Às putas que não o esqueceram
A vida é repleta de surpresas. As mais inesperadas vêm de onde menos imaginamos. Essa é uma história real, de um grande amigo, um professor que por minha vida passou. Nomes não serão ditos por questões éticas. Afinal, sempre há aqueles que, diante da verdade, têm seus “pruridos morais” afetados pelo ego. Há uma frase do grande filósofo grego Sêneca, que diz: “Para ofender um homem forte, diga-lhe uma mentida. Para ofender um homem fraco, diga-lhe a verdade”. Vamos a ela.
Falecido há alguns anos, tive o privilégio de conhecer essa pessoa em um Centro Espírita. Um senhor negro, idoso, analfabeto (do ponto de vista das formalidades burocráticas), mas que aprendeu a ler e escrever sozinho. Agricultor por imposição, pedreiro por profissão. Um poço de sabedoria em vida. Há alguns anos antes de nos conhecermos, havia sido acometido por um quadro de trombose, que lhe rendeu a necessidade de amputação do dedo “mindinho” do pé (não me recordo se do direito ou esquerdo).
Ele ajudou a construir a casa de caridade à qual pertencia. Tijolo por tijolo ele conhecida toda a estrutura daquela alvenaria.
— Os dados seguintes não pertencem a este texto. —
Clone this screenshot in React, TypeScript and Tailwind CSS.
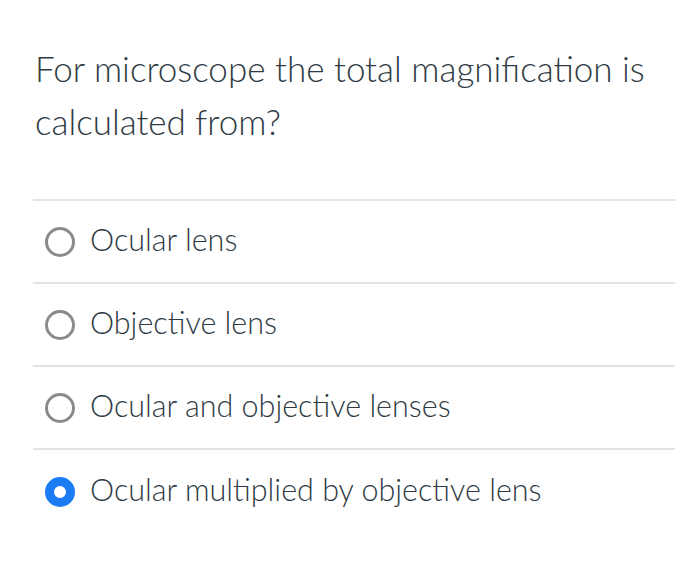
import React, { useState } from 'react';

const options = [
  'Ocular lens',
  'Objective lens',
  'Ocular and objective lenses',
  'Ocular multiplied by objective lens',
];

const Radio: React.FC<{ checked: boolean }> = ({ checked }) => (
  <span
    className={`shrink-0 w-[30px] h-[30px] rounded-full bg-white ${
      checked ? 'border-[9px] border-[#1c7cf3]' : 'border-[3px] border-[#8a8a8a]'
    }`}
  />
);

const App: React.FC = () => {
  const [selected, setSelected] = useState(3);

  return (
    <div className="w-[700px] h-[569px] bg-white text-[#2f3a43] font-['Lato',sans-serif] font-light">
      {/* Question */}
      <div className="pl-[35px] pt-[42px] pr-6 text-[35px] leading-[53px]">
        For microscope the total magnification is calculated from?
      </div>

      {/* Answers */}
      <div className="mt-[51px] ml-[33px] mr-[25px] border-t-2 border-[#e3e3e3]">
        {options.map((label, i) => (
          <div
            key={label}
            onClick={() => setSelected(i)}
            className={`flex items-center h-[83px] pl-[12px] cursor-pointer ${
              i < options.length - 1 ? 'border-b-2 border-[#e3e3e3]' : ''
            }`}
          >
            <Radio checked={selected === i} />
            <span className="ml-[15px] pb-[4px] text-[30.5px]">{label}</span>
          </div>
        ))}
      </div>
    </div>
  );
};

export default App;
Junto com todos os que idealizaram um refúgio de paz e refrigério da alma dos momentos das mais tormentosas lutas diárias. Um verdadeiro trabalhador das lides de cáritas. Um sábio. Um transeunte aparentemente sem importância e significado, posto que destituído dos títulos e diplomas terrenos. Mas, na eternidade, um mestre, um mago, um curador, um xamã, um avohai.
Em sua pequena casa humilde, por ele mesmo construída, morou com sua esposa e companheira para o resto de sua vida. Casa simples e acolhedora, à qual muitas vezes recorri em busca de seus conselhos e sabedoria.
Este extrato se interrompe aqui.